Express $$\dfrac {x+1}{x+2}-\dfrac {x-2}{x-1}$$ as a single fraction.

Answer

**step1** Understanding the problem

The problem asks us to combine two algebraic fractions, $$\dfrac {x+1}{x+2}$$ and $$\dfrac {x-2}{x-1}$$, into a single fraction by performing the subtraction operation between them. To do this, we need to find a common denominator for both fractions.

**step2** Finding a common denominator

The denominators of the two fractions are $$(x+2)$$ and $$(x-1)$$. To find a common denominator, we multiply the two distinct denominators together.
The common denominator will be the product: $$(x+2)(x-1)$$.

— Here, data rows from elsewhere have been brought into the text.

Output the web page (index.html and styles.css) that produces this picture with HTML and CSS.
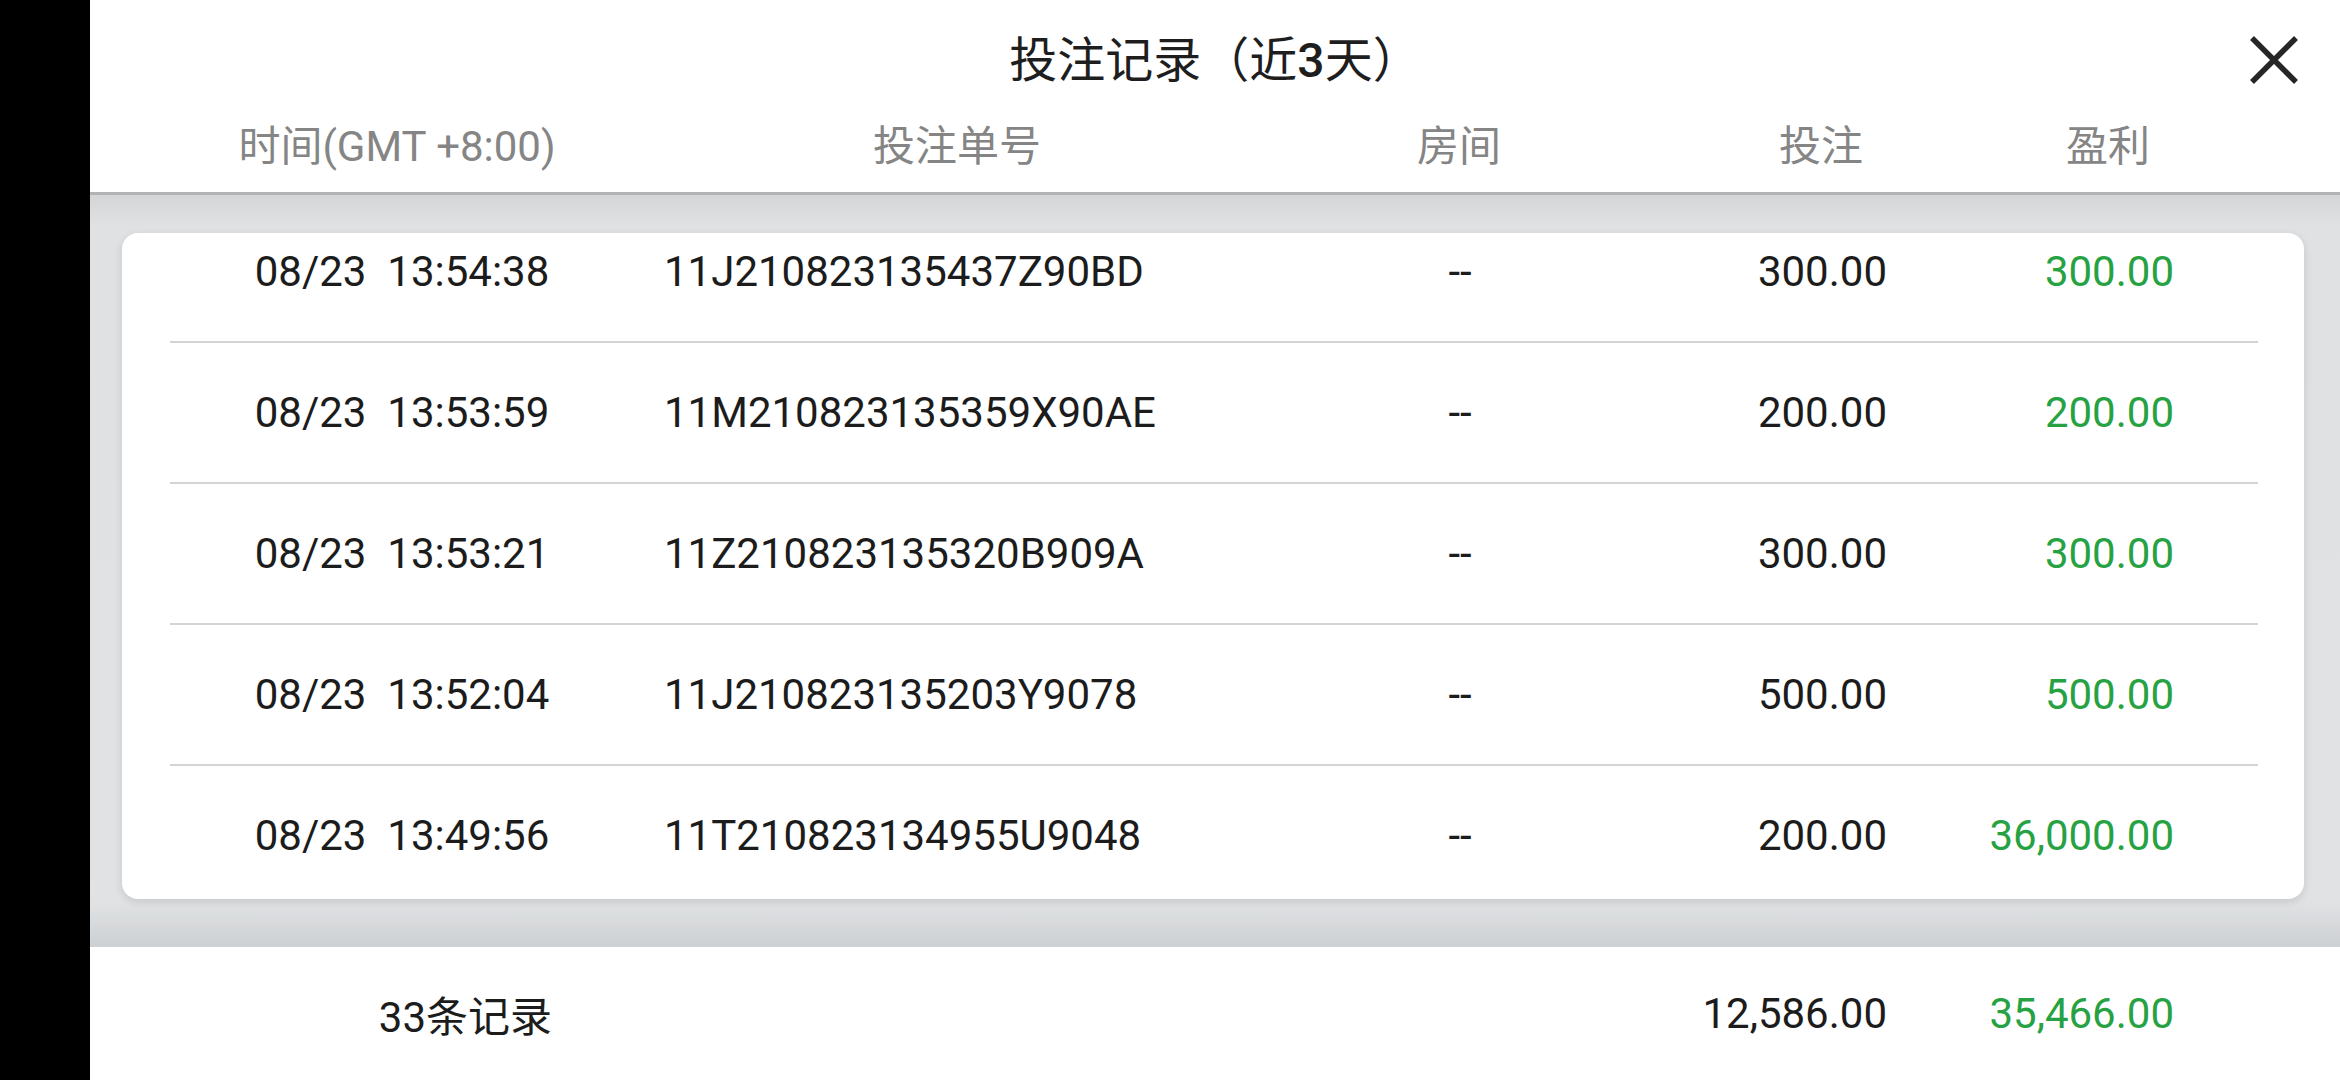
FILE: index.html
```html
<!DOCTYPE html>
<html lang="zh-CN">
<head>
<meta charset="utf-8">
<title>投注记录</title>
<link rel="stylesheet" href="styles.css">
</head>
<body>
<div class="screen">
  <div class="side"></div>
  <div class="panel">
    <header class="top">
      <div class="title">投注记录（近<b>3</b>天）</div>
      <button class="close" aria-label="关闭">
        <svg viewBox="0 0 50 50" width="50" height="50">
          <path d="M3 3 L47 47 M47 3 L3 47" stroke="#262626" stroke-width="5.5" fill="none"/>
        </svg>
      </button>
      <div class="heads">
        <span>时间(GMT +8:00)</span>
        <span>投注单号</span>
        <span>房间</span>
        <span>投注</span>
        <span>盈利</span>
      </div>
    </header>
    <main class="area">
      <div class="card">
        <div class="list">
          <div class="row">
            <span class="c-time">08/23  13:54:38</span>
            <span class="c-id">11J210823135437Z90BD</span>
            <span class="c-room">--</span>
            <span class="c-bet">300.00</span>
            <span class="c-win">300.00</span>
          </div>
          <div class="row">
            <span class="c-time">08/23  13:53:59</span>
            <span class="c-id">11M210823135359X90AE</span>
            <span class="c-room">--</span>
            <span class="c-bet">200.00</span>
            <span class="c-win">200.00</span>
          </div>
          <div class="row">
            <span class="c-time">08/23  13:53:21</span>
            <span class="c-id">11Z210823135320B909A</span>
            <span class="c-room">--</span>
            <span class="c-bet">300.00</span>
            <span class="c-win">300.00</span>
          </div>
          <div class="row">
            <span class="c-time">08/23  13:52:04</span>
            <span class="c-id">11J210823135203Y9078</span>
            <span class="c-room">--</span>
            <span class="c-bet">500.00</span>
            <span class="c-win">500.00</span>
          </div>
          <div class="row">
            <span class="c-time">08/23  13:49:56</span>
            <span class="c-id">11T210823134955U9048</span>
            <span class="c-room">--</span>
            <span class="c-bet">200.00</span>
            <span class="c-win">36,000.00</span>
          </div>
        </div>
      </div>
    </main>
    <footer class="foot">
      <span class="f-count">33条记录</span>
      <span></span>
      <span class="f-bet">12,586.00</span>
      <span class="f-win">35,466.00</span>
    </footer>
  </div>
</div>
</body>
</html>
```
FILE: styles.css
```css
html, body {
  margin: 0;
  padding: 0;
  width: 2340px;
  height: 1080px;
  overflow: hidden;
  background: #000;
}

.screen {
  display: flex;
  width: 2340px;
  height: 1080px;
  font-family: Roboto, "Noto Sans CJK SC", sans-serif;
  color: #1c1c1c;
}

.side {
  width: 90px;
  flex: none;
  background: #000;
}

.panel {
  flex: 1;
  display: flex;
  flex-direction: column;
  background: #fff;
  min-width: 0;
}

.top {
  position: relative;
  height: 192px;
  flex: none;
  border-bottom: 3px solid #b3b3b3;
  background: #fff;
}

.title {
  padding-top: 20px;
  height: 82px;
  line-height: 82px;
  text-align: center;
  font-size: 48px;
  font-weight: 400;
  color: #1e1e1e;
}

.title b {
  font-weight: 500;
}

.close {
  position: absolute;
  top: 35px;
  right: 41px;
  width: 50px;
  height: 50px;
  padding: 0;
  border: 0;
  background: none;
}

.close svg {
  display: block;
}

.heads {
  display: grid;
  grid-template-columns: 614px 506px 498px 226px 348px 1fr;
  height: 90px;
  line-height: 90px;
  font-size: 42px;
  color: #858585;
  text-align: center;
  white-space: nowrap;
}

.area {
  flex: 1;
  display: flex;
  flex-direction: column;
  padding: 38px 36px 48px 32px;
  background: linear-gradient(to bottom, #d3d5d7 0px, #dfe1e3 30px, #e0e2e4 calc(100% - 45px), #cdd0d2 100%);
  min-height: 0;
}

.card {
  flex: 1;
  background: #fff;
  border-radius: 16px;
  overflow: hidden;
  box-shadow: 0 3px 8px rgba(0, 0, 0, 0.12);
}

.list {
  margin: -31px 46px 0 48px;
}

.row {
  display: grid;
  grid-template-columns: 464px 666px 320px 267px 287px 1fr;
  height: 141px;
  box-sizing: border-box;
  border-bottom: 2px solid #d4d4d4;
  align-items: center;
  font-size: 42px;
  white-space: pre;
}

.c-time { text-align: center; }
.c-id { padding-left: 30px; }
.c-room { text-align: center; }
.c-bet { text-align: right; }
.c-win { text-align: right; color: #27a243; }

.foot {
  flex: none;
  height: 133px;
  display: grid;
  grid-template-columns: 470px 1060px 267px 287px 1fr;
  align-items: center;
  font-size: 42px;
  white-space: nowrap;
  background: #fff;
}

.f-count { text-align: right; padding-right: 8px; }
.f-bet { text-align: right; }
.f-win { text-align: right; color: #27a243; }
```
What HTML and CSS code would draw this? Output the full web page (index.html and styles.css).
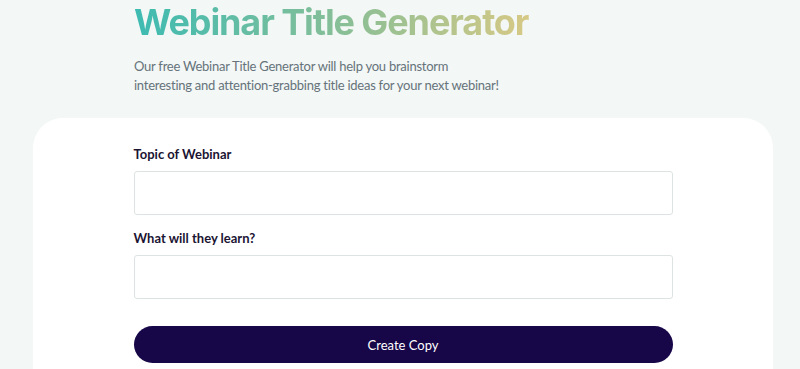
FILE: index.html
```html
<!DOCTYPE html>
<html lang="en">
<head>
  <meta charset="UTF-8">
  <title>Webinar Title Generator</title>
  <link rel="stylesheet" href="styles.css">
</head>
<body>
<div class="hero">
  <h1 class="title">Webinar Title Generator</h1>
  <p class="intro">Our free Webinar Title Generator will help you brainstorm<br>interesting and attention-grabbing title ideas for your next webinar!</p>
</div>
<div class="card">
  <form class="form">
    <label class="label" for="topic">Topic of Webinar</label>
    <input class="field" id="topic" type="text">
    <label class="label" for="learn">What will they learn?</label>
    <input class="field" id="learn" type="text">
    <button class="submit" type="button">Create Copy</button>
  </form>
</div>
</body>
</html>
```

FILE: styles.css
```css
*{
  margin: 0;
  padding: 0;
  box-sizing: border-box;
}
body{
  background-color: #f3f7f6;
  font-family: "Lato", "Liberation Sans", sans-serif;
  overflow: hidden;
}
.hero{
  padding: 0 0 0 134px;
  height: 118px;
}
.title{
  display: inline-block;
  font-family: "Inter", "Liberation Sans", sans-serif;
  font-size: 36px;
  font-weight: 700;
  line-height: 44px;
  letter-spacing: -1.1px;
  padding-right: 4px;
  background: linear-gradient(90deg, #3dbbb2 0%, #8cbf95 55%, #d8c985 100%);
  -webkit-background-clip: text;
  background-clip: text;
  color: transparent;
}
.intro{
  margin-top: 13px;
  font-size: 13px;
  line-height: 19px;
  letter-spacing: -0.25px;
  color: #66737a;
}
.card{
  margin: 0 27px 0 33px;
  height: 260px;
  background-color: #fff;
  border-radius: 30px 30px 0 0;
  padding-top: 28px;
}
.form{
  width: 539px;
  margin: 0 auto;
  display: flex;
  flex-direction: column;
}
.label{
  font-size: 13px;
  font-weight: 700;
  line-height: 17px;
  color: #1b1433;
  margin-bottom: 8px;
}
.field{
  height: 44px;
  border: 1px solid #dde3e3;
  border-radius: 3px;
  background: #fff;
  margin-bottom: 15px;
}
.submit{
  margin-top: 12px;
  height: 37px;
  border: none;
  border-radius: 19px;
  background-color: #170648;
  color: #fff;
  font-family: "Lato", "Liberation Sans", sans-serif;
  font-size: 13px;
}
```
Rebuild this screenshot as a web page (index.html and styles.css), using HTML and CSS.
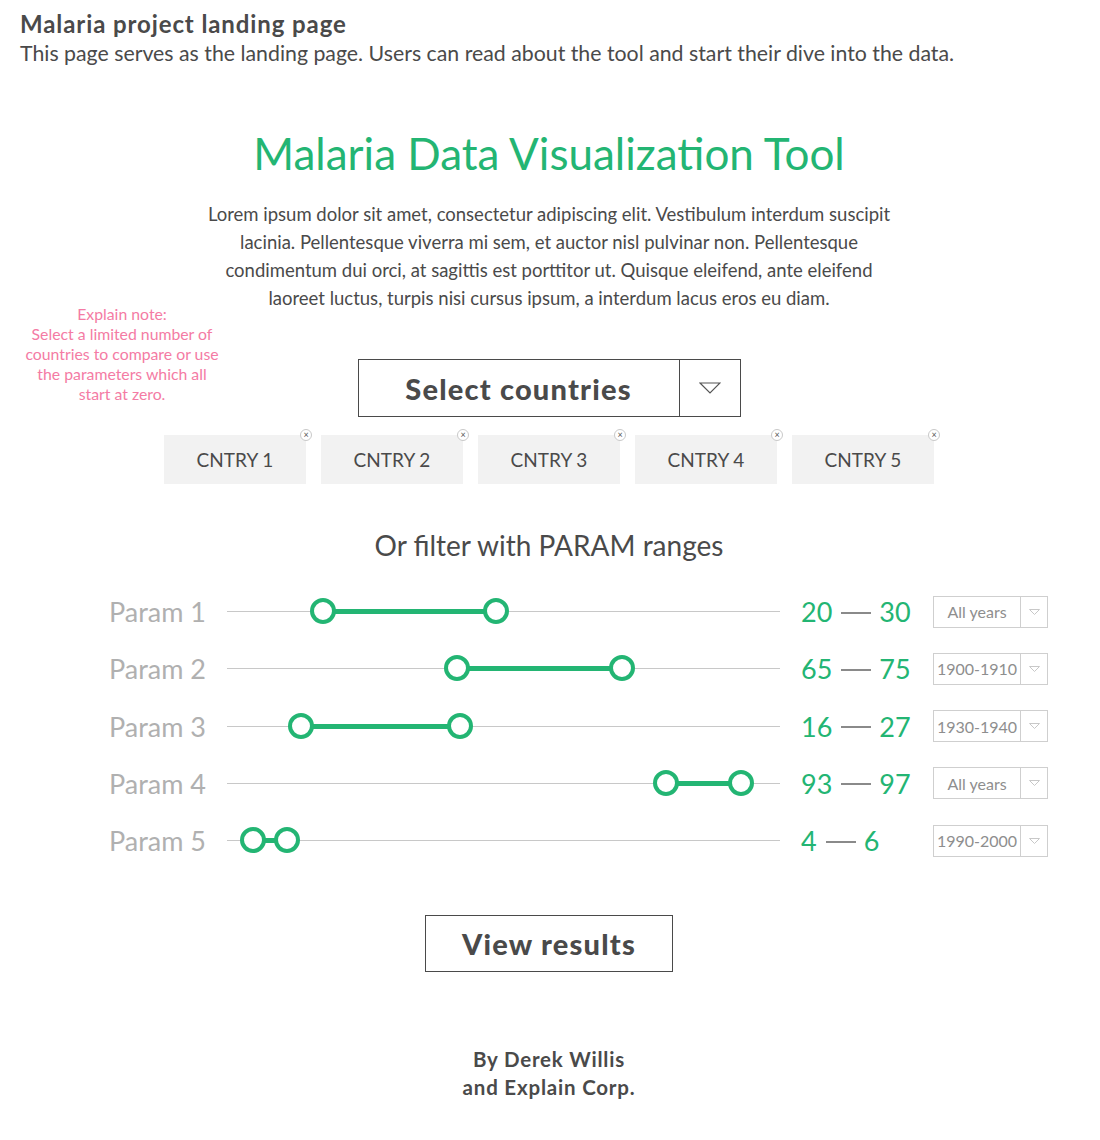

**step3** Rewriting the fractions with the common denominator

Now we rewrite each fraction with the common denominator $$(x+2)(x-1)$$.
For the first fraction, $$\dfrac {x+1}{x+2}$$, we multiply the numerator and denominator by $$(x-1)$$:
$$\dfrac {x+1}{x+2} = \dfrac {(x+1)(x-1)}{(x+2)(x-1)}$$
For the second fraction, $$\dfrac {x-2}{x-1}$$, we multiply the numerator and denominator by $$(x+2)$$:
$$\dfrac {x-2}{x-1} = \dfrac {(x-2)(x+2)}{(x-1)(x+2)}$$
Now the expression becomes:
$$\dfrac {(x+1)(x-1)}{(x+2)(x-1)} - \dfrac {(x-2)(x+2)}{(x+2)(x-1)}$$

**step4** Subtracting the numerators

With a common denominator, we can now subtract the numerators and place the result over the common denominator:
$$\dfrac {(x+1)(x-1) - (x-2)(x+2)}{(x+2)(x-1)}$$

**step5** Expanding and simplifying the numerator

Next, we expand the products in the numerator.
The first product is $$(x+1)(x-1)$$. Using the difference of squares formula ($$(a+b)(a-b) = a^2 - b^2$$), we get:
$$(x+1)(x-1) = x^2 - 1^2 = x^2 - 1$$
The second product is $$(x-2)(x+2)$$. Using the difference of squares formula, we get:
$$(x-2)(x+2) = x^2 - 2^2 = x^2 - 4$$
Now substitute these back into the numerator:
$$(x^2 - 1) - (x^2 - 4)$$
Distribute the negative sign to the terms inside the second parenthesis:
$$x^2 - 1 - x^2 + 4$$
Combine like terms:
$$(x^2 - x^2) + (-1 + 4)$$
$$0 + 3 = 3$$
So, the simplified numerator is $$3$$.

**step6** Writing the single fraction

Now, we put the simplified numerator over the common denominator to form the single fraction:
$$\dfrac {3}{(x+2)(x-1)}$$
This is the expression as a single fraction.